Movie
Are you still watching? #1: Funny Games (1997)

Are you still watching? #1: Funny Games (1997)

Thu 30 Apr 2026
Price
€5.00 / Presale (-26y)
€6.00 / Presale
Timetable
18:45 / Doors
19:00 / Start
Location
Pilar Box (Ground Floor)
Triomflaan, VUB Entrance 6, 1050 Brussels

About the series 'Are you still watching?'

In today's world, we live with a continuous stream of images from all over the world. Through news, social media, and other online platforms, we are daily witnesses to war, disasters, political conflicts, inequality, and climate crises via the screens of our phones, televisions… We watch the suffering and violence of others, almost in real time, as it happens. But because the confrontation with these images is so constant, these events remain distant and almost abstract. We watch, but we do not experience it.

This distance creates a bizarre paradox. More than ever before, we are aware of what is happening all over the world, yet that constant access to violence leaves us emotionally numb. Images of conflicts, the refugee crisis, ecological disasters, and political unrest can be seen in the same spaces where we seek relaxation. Just as we are spectators of relaxing videos, films, and series, we become spectators of real events happening right now.

We can therefore compare the position of spectators to how we experience cinema. In the cinema, we sit in the dark and witness stories of people who suffer, fight, lose, and die. We feel the tension and we feel empathy, but our position remains outside the frame, without participating. The story unfolds, whether we are truly watching or not.

But film also has the power to challenge the distance between the viewer and the one being watched.
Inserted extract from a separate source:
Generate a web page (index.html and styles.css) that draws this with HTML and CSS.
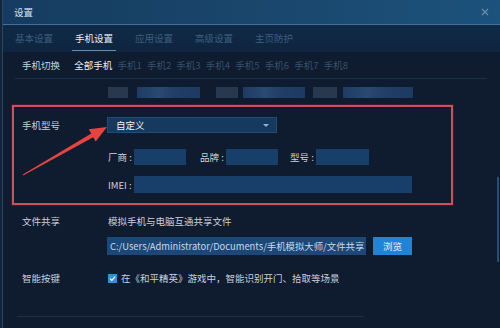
FILE: index.html
```html
<!DOCTYPE html>
<html lang="zh-CN">
<head>
<meta charset="utf-8">
<title>设置</title>
<link rel="stylesheet" href="styles.css">
</head>
<body>
<div class="window">
  <header class="titlebar">
    <span class="title">设置</span>
    <svg class="close" width="8" height="8" viewBox="0 0 8 8"><path d="M1 1L7 7M7 1L1 7" stroke="#6f8dab" stroke-width="1.1" fill="none"/></svg>
  </header>
  <nav class="tabs">
    <span class="tab">基本设置</span>
    <span class="tab active">手机设置</span>
    <span class="tab">应用设置</span>
    <span class="tab">高级设置</span>
    <span class="tab">主页防护</span>
  </nav>
  <main class="content">
    <div class="phones">
      <span class="phones-label">手机切换</span>
      <span class="phone active">全部手机</span>
      <span class="phone">手机1</span>
      <span class="phone">手机2</span>
      <span class="phone">手机3</span>
      <span class="phone">手机4</span>
      <span class="phone">手机5</span>
      <span class="phone">手机6</span>
      <span class="phone">手机7</span>
      <span class="phone">手机8</span>
    </div>
    <div class="ghost-row">
      <i class="g gray w20"></i>
      <i class="g blue w63 ml9"></i>
      <i class="g gray w22 ml16"></i>
      <i class="g blue w62 ml5"></i>
      <i class="g gray w24 ml8"></i>
      <i class="g blue w70 ml6"></i>
    </div>
    <div class="row r-model">
      <span class="label">手机型号</span>
      <div class="select"><span>自定义</span><i class="caret"></i></div>
    </div>
    <div class="row r-fields">
      <span class="label"></span>
      <div class="fields">
        <span class="flabel">厂商 :</span><span class="input w52"></span>
        <span class="flabel ml14">品牌 :</span><span class="input w52"></span>
        <span class="flabel ml12">型号 :</span><span class="input w53"></span>
      </div>
    </div>
    <div class="row r-imei">
      <span class="label"></span>
      <div class="fields">
        <span class="flabel">IMEI :</span><span class="input w278"></span>
      </div>
    </div>
    <div class="row r-share">
      <span class="label">文件共享</span>
      <span class="desc">模拟手机与电脑互通共享文件</span>
    </div>
    <div class="row r-path">
      <span class="label"></span>
      <div class="path">C:/Users/Administrator/Documents/手机模拟大师/文件共享</div>
      <button class="browse">浏览</button>
    </div>
    <div class="row r-keys">
      <span class="label">智能按键</span>
      <span class="check"><svg width="9" height="9" viewBox="0 0 9 9"><path d="M2 4.6L3.8 6.3L7.2 2.6" stroke="#fff" stroke-width="1.2" fill="none"/></svg></span>
      <span class="desc">在《和平精英》游戏中，智能识别开门、拾取等场景</span>
    </div>
    <div class="divider"></div>
  </main>
  <div class="scrollbar"></div>
  <div class="annotation"></div>
  <svg class="arrow" width="500" height="328" viewBox="0 0 500 328">
    <polygon points="22.8,174.6 91.3,133.6 88.7,129.3 107,127 95.7,141.5 93.3,137.2 23.2,175.4" fill="#e5443f"/>
  </svg>
</div>
</body>
</html>
```

FILE: styles.css
```css
* { box-sizing: border-box; }
html, body { margin: 0; padding: 0; }
body {
  width: 500px;
  height: 328px;
  overflow: hidden;
  background: #0e1a2d;
  font-family: "Noto Sans CJK SC", "Noto Sans", sans-serif;
  font-size: 9.5px;
  color: #c8d2dc;
}
.window {
  position: relative;
  width: 500px;
  height: 328px;
  background: #0f1b2f;
  border-left: 2px solid #14253b;
}
.window::before {
  content: "";
  position: absolute;
  left: 0; top: 0; bottom: 0;
  width: 1px;
  background: #2a4664;
}
.titlebar {
  height: 25px;
  display: flex;
  align-items: center;
  justify-content: space-between;
  padding: 0 11px 0 12px;
  background: linear-gradient(90deg, #163b60 0%, #1a476d 55%, #1c527c 100%);
  border-bottom: 1px solid #3e709a;
}
.title { color: #d9e3ec; line-height: 24px; }
.close { display: block; }
.tabs {
  height: 27px;
  display: flex;
  gap: 16px;
  padding-left: 10px;
  background: linear-gradient(180deg, #0f2a46 0%, #0f2540 100%);
}
.tab {
  padding: 2px 3px 0;
  line-height: 23px;
  height: 26px;
  color: #3c5e7e;
  border-bottom: 1px solid transparent;
}
.tab.active { color: #e4edf5; border-bottom-color: #5f8db2; }
.content { padding-left: 20px; }
.phones {
  display: flex;
  align-items: center;
  gap: 5.2px;
  height: 27px;
  margin: 0 13px 0 -7px;
  padding-left: 7px;
  border-bottom: 1px solid #1c3149;
}
.phones-label { margin-right: 9px; color: #c9d3dd; }
.phone { color: #36516c; }
.phone.active { color: #e8eef4; }
.ghost-row {
  display: flex;
  height: 11px;
  margin-top: 8px;
  padding-left: 86px;
}
.g { display: block; height: 11px; }
.gray { background: #28384e; }
.blue { background: linear-gradient(90deg, #1e3b63 0%, #294a72 35%, #213e66 60%, #1d3a62 100%); }
.w20 { width: 20px; } .w22 { width: 22px; } .w24 { width: 24px; }
.w62 { width: 62px; } .w63 { width: 63px; } .w70 { width: 70px; }
.ml5 { margin-left: 5px; } .ml6 { margin-left: 6px; } .ml8 { margin-left: 8px; }
.ml9 { margin-left: 9px; } .ml16 { margin-left: 16px; }
.row { display: flex; align-items: center; }
.label { width: 86px; flex: none; color: #c6cfd9; }
.r-model { margin-top: 19px; height: 16px; }
.select {
  width: 170px;
  height: 16px;
  margin-left: -1px;
  display: flex;
  align-items: center;
  justify-content: space-between;
  padding: 0 7px 0 8px;
  background: #163a5f;
  border: 1px solid #1f4d77;
  color: #eef3f8;
}
.caret {
  width: 0; height: 0;
  border-left: 3.5px solid transparent;
  border-right: 3.5px solid transparent;
  border-top: 3.5px solid #8fb2d2;
}
.r-fields { margin-top: 16px; height: 16px; }
.r-imei { margin-top: 11px; height: 17px; }
.fields { display: flex; align-items: center; height: 100%; }
.flabel { width: 26px; color: #ccd5df; white-space: nowrap; }
.input { display: block; height: 100%; background: #173f69; }
.w52 { width: 52px; } .w53 { width: 53px; } .w278 { width: 278px; }
.ml12 { margin-left: 12px; } .ml14 { margin-left: 14px; }
.r-share { margin-top: 21px; height: 14px; }
.desc { color: #c8d1db; }
.r-path { margin-top: 9px; height: 18px; }
.path {
  width: 259px;
  height: 18px;
  margin-left: -1px;
  padding-left: 3px;
  line-height: 18px;
  font-size: 9.4px;
  white-space: nowrap;
  overflow: hidden;
  background: #1b4877;
  color: #c9d8e7;
}
.browse {
  margin-left: 7px;
  width: 39px;
  height: 18px;
  border: none;
  padding: 0;
  background: #1f84d8;
  color: #e6f1fc;
  font: inherit;
}
.r-keys { margin-top: 16px; height: 14px; }
.check {
  width: 9px; height: 9px;
  margin-right: 4px;
  background: #2b8fe2;
  display: flex;
}
.divider {
  width: 347px;
  height: 1px;
  margin: 31px 0 0 -5px;
  background: #1f2f44;
}
.scrollbar {
  position: absolute;
  right: 1px;
  top: 177px;
  width: 2px;
  height: 85px;
  background: #254f77;
}
.annotation {
  position: absolute;
  left: 10px;
  top: 105px;
  width: 441px;
  height: 100px;
  border: 2px solid #c9525e;
  box-shadow: 0 0 0 1px rgba(120, 20, 40, 0.5);
}
.arrow { position: absolute; left: -2px; top: 0; pointer-events: none; }
```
Film confronts the spectator with unseen, ignored realities, and motivates us to look closer at lives that are marginalized and experiences that remain hidden.

In this series of films, we want to start precisely from that paradoxical position: the spectator as witness, but also as voyeur. Within this theme, we want to play with what it means for the viewer to watch violence and conflict without the possibility, or the will, to intervene.
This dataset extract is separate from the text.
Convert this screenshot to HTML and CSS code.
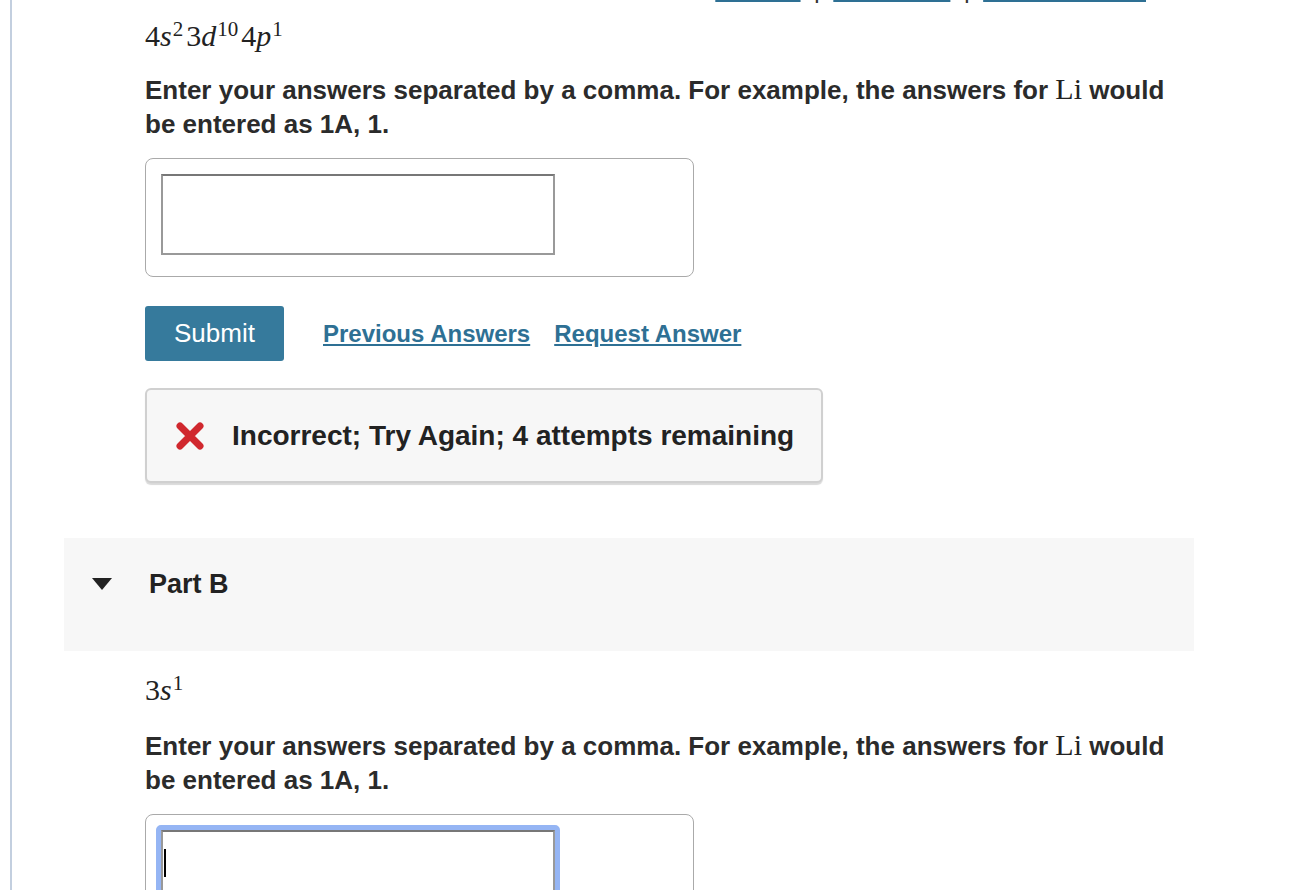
FILE: index.html
```html
<!DOCTYPE html>
<html lang="en">
<head>
    <meta charset="UTF-8">
    <title>Part A / Part B</title>
    <link rel="stylesheet" href="styles.css">
</head>
<body>

<div class="page">
    <div class="toolbar">
        <span class="tool-icon"></span>
        <a href="#">Review</a>
        <span class="sep">|</span>
        <a href="#">Constants</a>
        <span class="sep">|</span>
        <a href="#">Periodic Table</a>
    </div>

    <div class="part">
        <div class="part-body">
            <div class="formula">4<i>s</i><sup>2</sup>3<i>d</i><sup>10</sup>4<i>p</i><sup>1</sup></div>

            <p class="prompt">Enter your answers separated by a comma. For example, the answers for <span class="math">Li</span> would be entered as 1A, 1.</p>

            <div class="answer-box">
                <input type="text" class="answer-input">
            </div>

            <div class="actions">
                <button class="submit-button">Submit</button>
                <a href="#" class="action-link">Previous Answers</a>
                <a href="#" class="action-link">Request Answer</a>
            </div>

            <div class="feedback">
                <svg class="x-icon" width="30" height="28" viewBox="0 0 30 28">
                    <path d="M5 4 L25 24 M25 4 L5 24" stroke="#d0282e" stroke-width="7" stroke-linecap="round"/>
                </svg>
                <span>Incorrect; Try Again; 4 attempts remaining</span>
            </div>
        </div>
    </div>

    <div class="part">
        <div class="part-head">
            <span class="caret"></span>
            <span class="part-title">Part B</span>
        </div>
        <div class="part-body">
            <div class="formula">3<i>s</i><sup>1</sup></div>

            <p class="prompt">Enter your answers separated by a comma. For example, the answers for <span class="math">Li</span> would be entered as 1A, 1.</p>

            <div class="answer-box">
                <div class="focus-ring">
                    <input type="text" class="answer-input focused" value="">
                    <span class="caret-line"></span>
                </div>
            </div>
        </div>
    </div>
</div>

</body>
</html>
```

FILE: styles.css
```css
body {
    margin: 0;
    font-family: "Liberation Sans", Arial, sans-serif;
    color: #2b2b2b;
    background-color: #ffffff;
    overflow: hidden;
}

.page {
    margin-left: 10px;
    border-left: 2px solid #c3cfdf;
    min-height: 890px;
    width: 1184px;
}

.toolbar {
    display: flex;
    justify-content: flex-end;
    align-items: center;
    gap: 13px;
    margin-top: -26px;
    height: 30px;
    line-height: 30px;
    padding-right: 50px;
    font-size: 26px;
}

.toolbar a {
    color: #2e7094;
    text-decoration: underline;
}

.toolbar .sep {
    color: #333;
}

.tool-icon {
    width: 24px;
    height: 20px;
    background-color: #a9c4d6;
    margin-right: 8px;
}

.part {
    margin-left: 52px;
}

.part-body {
    padding-left: 81px;
}

.formula {
    font-family: "Liberation Serif", "Times New Roman", serif;
    font-size: 30px;
    padding-top: 12px;
    line-height: 40px;
    height: 40px;
    color: #222;
}

.formula i {
    font-style: italic;
    margin-right: 1px;
}

.formula sup {
    font-size: 21px;
    vertical-align: 10px;
    line-height: 0;
    margin-right: 3px;
}

.prompt {
    font-size: 26px;
    font-weight: bold;
    line-height: 34px;
    margin: 17px 0 0 0;
    width: 1040px;
    color: #2b2b2b;
}

.prompt .math {
    font-family: "Liberation Serif", "Times New Roman", serif;
    font-weight: normal;
    font-size: 30px;
    line-height: 20px;
    color: #222;
}

.answer-box {
    width: 517px;
    margin-top: 17px;
    padding: 15px 15px 21px 15px;
    border: 1px solid #aaa;
    border-radius: 8px;
}

.answer-input {
    display: block;
    width: 394px;
    height: 81px;
    box-sizing: border-box;
    border: 2px solid #999;
    border-top-color: #777;
    background: #fff;
    margin: 0;
    padding: 0;
    outline: none;
}

.actions {
    display: flex;
    align-items: center;
    margin-top: 29px;
}

.submit-button {
    width: 139px;
    height: 55px;
    background-color: #367a9c;
    color: #fff;
    border: none;
    border-radius: 3px;
    font-family: "Liberation Sans", Arial, sans-serif;
    font-size: 26px;
    margin-right: 39px;
    padding: 0;
}

.action-link {
    color: #2e7094;
    font-size: 24px;
    font-weight: bold;
    text-decoration: underline;
    margin-right: 24px;
}

.feedback {
    display: flex;
    align-items: center;
    width: 678px;
    height: 95px;
    box-sizing: border-box;
    margin-top: 27px;
    padding-left: 28px;
    background-color: #f7f7f7;
    border: 2px solid #d0d0d0;
    border-radius: 6px;
    box-shadow: 0 2px 1px rgba(0, 0, 0, 0.15);
    font-size: 28px;
    font-weight: bold;
    color: #222;
}

.x-icon {
    margin-right: 27px;
}

.part-head {
    display: flex;
    align-items: flex-start;
    box-sizing: border-box;
    height: 113px;
    padding-top: 31px;
    margin-top: 55px;
    background-color: #f7f7f7;
    width: 1130px;
}

.caret {
    width: 0;
    height: 0;
    border-left: 10px solid transparent;
    border-right: 10px solid transparent;
    border-top: 12px solid #222;
    margin-top: 9px;
    margin-left: 28px;
    margin-right: 37px;
}

.part-title {
    font-size: 27px;
    line-height: 30px;
    font-weight: bold;
    color: #222;
}

.part-head + .part-body .formula {
    padding-top: 19px;
}

.part-head + .part-body .prompt {
    margin-top: 19px;
}

.focus-ring {
    display: inline-block;
    position: relative;
    margin: -5px 0 0 -5px;
    border: 5px solid #95b5f4;
    border-radius: 5px;
}

.caret-line {
    position: absolute;
    left: 3px;
    top: 19px;
    width: 2px;
    height: 28px;
    background-color: #000;
}
```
Through uncomfortable questions, this film series turns the spectator into an accomplice: when does watching become a form of distance, and when does it transform into a form of involvement? And what does it mean when we remain seated, just like in the cinema, while the story continues?

Pilar

Funny Games (1997): What does it mean to watch violence? And why do we keep watching?

What does it mean to watch violence? And why do we keep watching?
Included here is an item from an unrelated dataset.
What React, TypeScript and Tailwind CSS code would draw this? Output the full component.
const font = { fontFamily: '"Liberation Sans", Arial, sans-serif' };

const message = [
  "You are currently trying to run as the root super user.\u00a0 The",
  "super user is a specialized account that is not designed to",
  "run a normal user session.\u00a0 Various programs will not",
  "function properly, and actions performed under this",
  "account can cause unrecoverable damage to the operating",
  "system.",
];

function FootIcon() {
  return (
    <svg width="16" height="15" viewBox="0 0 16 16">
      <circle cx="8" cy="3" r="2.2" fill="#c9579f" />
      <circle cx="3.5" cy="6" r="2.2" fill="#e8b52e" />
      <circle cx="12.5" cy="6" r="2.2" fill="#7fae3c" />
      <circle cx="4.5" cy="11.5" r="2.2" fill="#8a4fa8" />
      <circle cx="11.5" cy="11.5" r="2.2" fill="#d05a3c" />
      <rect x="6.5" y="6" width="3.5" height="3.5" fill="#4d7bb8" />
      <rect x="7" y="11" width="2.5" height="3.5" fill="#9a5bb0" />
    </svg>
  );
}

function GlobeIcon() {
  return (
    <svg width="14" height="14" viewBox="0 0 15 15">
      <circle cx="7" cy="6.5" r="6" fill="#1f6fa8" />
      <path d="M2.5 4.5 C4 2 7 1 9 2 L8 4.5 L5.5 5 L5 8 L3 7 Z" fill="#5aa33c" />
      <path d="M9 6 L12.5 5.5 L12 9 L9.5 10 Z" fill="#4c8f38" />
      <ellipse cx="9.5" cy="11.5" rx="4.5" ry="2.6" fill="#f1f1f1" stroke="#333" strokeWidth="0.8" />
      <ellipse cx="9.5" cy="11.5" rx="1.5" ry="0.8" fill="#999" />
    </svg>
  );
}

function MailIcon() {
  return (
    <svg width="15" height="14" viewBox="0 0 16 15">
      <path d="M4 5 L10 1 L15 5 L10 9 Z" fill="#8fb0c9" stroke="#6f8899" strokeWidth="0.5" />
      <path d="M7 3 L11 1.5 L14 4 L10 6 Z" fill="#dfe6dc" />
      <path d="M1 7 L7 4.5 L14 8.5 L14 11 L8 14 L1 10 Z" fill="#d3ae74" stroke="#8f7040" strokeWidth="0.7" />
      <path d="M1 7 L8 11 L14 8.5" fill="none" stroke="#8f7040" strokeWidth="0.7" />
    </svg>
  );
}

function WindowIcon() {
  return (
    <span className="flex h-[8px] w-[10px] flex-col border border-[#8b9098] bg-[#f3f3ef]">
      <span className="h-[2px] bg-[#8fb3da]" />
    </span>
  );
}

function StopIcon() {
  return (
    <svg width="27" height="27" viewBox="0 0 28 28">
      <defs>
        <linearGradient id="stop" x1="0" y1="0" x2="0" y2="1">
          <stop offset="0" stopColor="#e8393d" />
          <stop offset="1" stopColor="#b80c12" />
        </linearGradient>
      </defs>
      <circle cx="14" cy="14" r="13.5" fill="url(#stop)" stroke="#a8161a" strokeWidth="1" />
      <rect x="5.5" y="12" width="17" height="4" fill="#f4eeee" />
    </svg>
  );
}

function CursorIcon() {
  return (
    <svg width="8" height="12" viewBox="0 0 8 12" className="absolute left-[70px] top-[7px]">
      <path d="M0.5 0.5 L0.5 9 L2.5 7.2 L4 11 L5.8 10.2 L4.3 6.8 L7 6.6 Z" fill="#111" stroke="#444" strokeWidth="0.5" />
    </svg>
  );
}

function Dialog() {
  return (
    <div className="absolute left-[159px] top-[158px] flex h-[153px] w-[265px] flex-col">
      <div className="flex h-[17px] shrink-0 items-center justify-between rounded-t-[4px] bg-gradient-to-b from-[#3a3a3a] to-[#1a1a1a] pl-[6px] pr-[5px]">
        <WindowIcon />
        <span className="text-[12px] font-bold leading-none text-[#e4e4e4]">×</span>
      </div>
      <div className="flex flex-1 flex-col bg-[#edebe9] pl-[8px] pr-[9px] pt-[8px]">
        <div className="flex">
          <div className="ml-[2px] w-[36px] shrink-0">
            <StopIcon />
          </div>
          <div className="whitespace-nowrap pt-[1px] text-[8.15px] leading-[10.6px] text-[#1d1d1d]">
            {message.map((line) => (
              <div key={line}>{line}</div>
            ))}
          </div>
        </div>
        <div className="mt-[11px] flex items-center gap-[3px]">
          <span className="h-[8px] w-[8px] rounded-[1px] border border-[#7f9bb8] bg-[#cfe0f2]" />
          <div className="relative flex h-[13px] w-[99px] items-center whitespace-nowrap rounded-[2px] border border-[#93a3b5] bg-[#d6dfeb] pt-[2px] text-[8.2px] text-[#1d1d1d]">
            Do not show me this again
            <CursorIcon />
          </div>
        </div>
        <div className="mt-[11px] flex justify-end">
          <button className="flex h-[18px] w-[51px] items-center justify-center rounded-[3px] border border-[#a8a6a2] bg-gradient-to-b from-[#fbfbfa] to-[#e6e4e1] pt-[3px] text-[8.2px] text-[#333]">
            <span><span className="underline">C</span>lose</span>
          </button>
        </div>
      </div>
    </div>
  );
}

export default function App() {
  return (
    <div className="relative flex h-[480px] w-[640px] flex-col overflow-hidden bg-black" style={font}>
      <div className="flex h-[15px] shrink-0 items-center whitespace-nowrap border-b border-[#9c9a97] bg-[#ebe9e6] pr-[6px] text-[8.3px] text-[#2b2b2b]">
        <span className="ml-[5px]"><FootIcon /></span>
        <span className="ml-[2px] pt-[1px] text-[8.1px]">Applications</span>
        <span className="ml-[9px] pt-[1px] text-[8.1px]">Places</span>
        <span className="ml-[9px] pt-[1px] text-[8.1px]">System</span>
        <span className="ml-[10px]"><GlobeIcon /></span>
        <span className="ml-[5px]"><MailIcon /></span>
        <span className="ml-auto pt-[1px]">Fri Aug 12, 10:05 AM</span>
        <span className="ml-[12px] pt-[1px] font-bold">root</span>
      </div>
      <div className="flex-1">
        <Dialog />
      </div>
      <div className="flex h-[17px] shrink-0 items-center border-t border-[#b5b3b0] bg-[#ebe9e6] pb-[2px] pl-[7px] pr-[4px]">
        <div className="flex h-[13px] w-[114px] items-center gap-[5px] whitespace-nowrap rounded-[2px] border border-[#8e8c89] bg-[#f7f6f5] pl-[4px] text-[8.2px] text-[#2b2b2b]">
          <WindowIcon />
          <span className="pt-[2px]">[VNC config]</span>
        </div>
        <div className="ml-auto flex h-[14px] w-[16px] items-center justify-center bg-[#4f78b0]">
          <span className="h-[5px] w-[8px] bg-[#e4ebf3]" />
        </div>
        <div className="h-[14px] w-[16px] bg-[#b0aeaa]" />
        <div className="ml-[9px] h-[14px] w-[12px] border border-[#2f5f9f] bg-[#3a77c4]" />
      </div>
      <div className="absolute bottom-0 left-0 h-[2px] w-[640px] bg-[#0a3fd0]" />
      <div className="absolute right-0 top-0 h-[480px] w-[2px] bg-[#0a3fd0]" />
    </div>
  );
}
A family arrives at their lakeside house to start a peaceful holiday. When two seemingly polite young men arrive, the story takes a disturbing turn. The everyday normality transforms into something far more disturbing.

The writer and director Michael Haneke plays with the typical horror or thriller conventions by building up tension through silence, repetition and psychological manipulation. The result is a film that constantly keep the viewer on edge. But more than that Funny Games challenges the viewer to reflect on their role as spectators. Why are we drawn to scenes of violence? What does it mean to watch, and even expect, certain outcomes? By breaking those usual conventions of storytelling, Haneke makes the audience part of the experience, forcing us to be confronted with not only what we see on the screen, but how we engage with it.

About the curators

Trix Van Pelt (2004) studies Art and Archaeology at the VUB and is passionate about art in every medium. She’s interested in the interaction between artforms and the public, and how this opens conversations about meaning and representation. For her internship, she helped with curating the (current) exhibition Picture Perfect in Bozar.

Nora Oscé (2005), is currently in her third bachelor's degree studying
communication sciences at the VUB. I’ve always had a keen interest for films, her mom is a cinephile and made sure to pass down that trait to Nora. This motivated her to help curate the film program for Pilar. In her free time Nora enjoys spending time with her friends after class and going on walks with her dog Luis when she's back from university on weekends.

Louise Vanneste (born 2002) studies Archeological Sciences at the VUB and is currently specializing in osteoarchaeology and she's especially interested in the study of bones and funerary practices. Besides that Louise loves studying different art forms from different perspectives and discussing about it.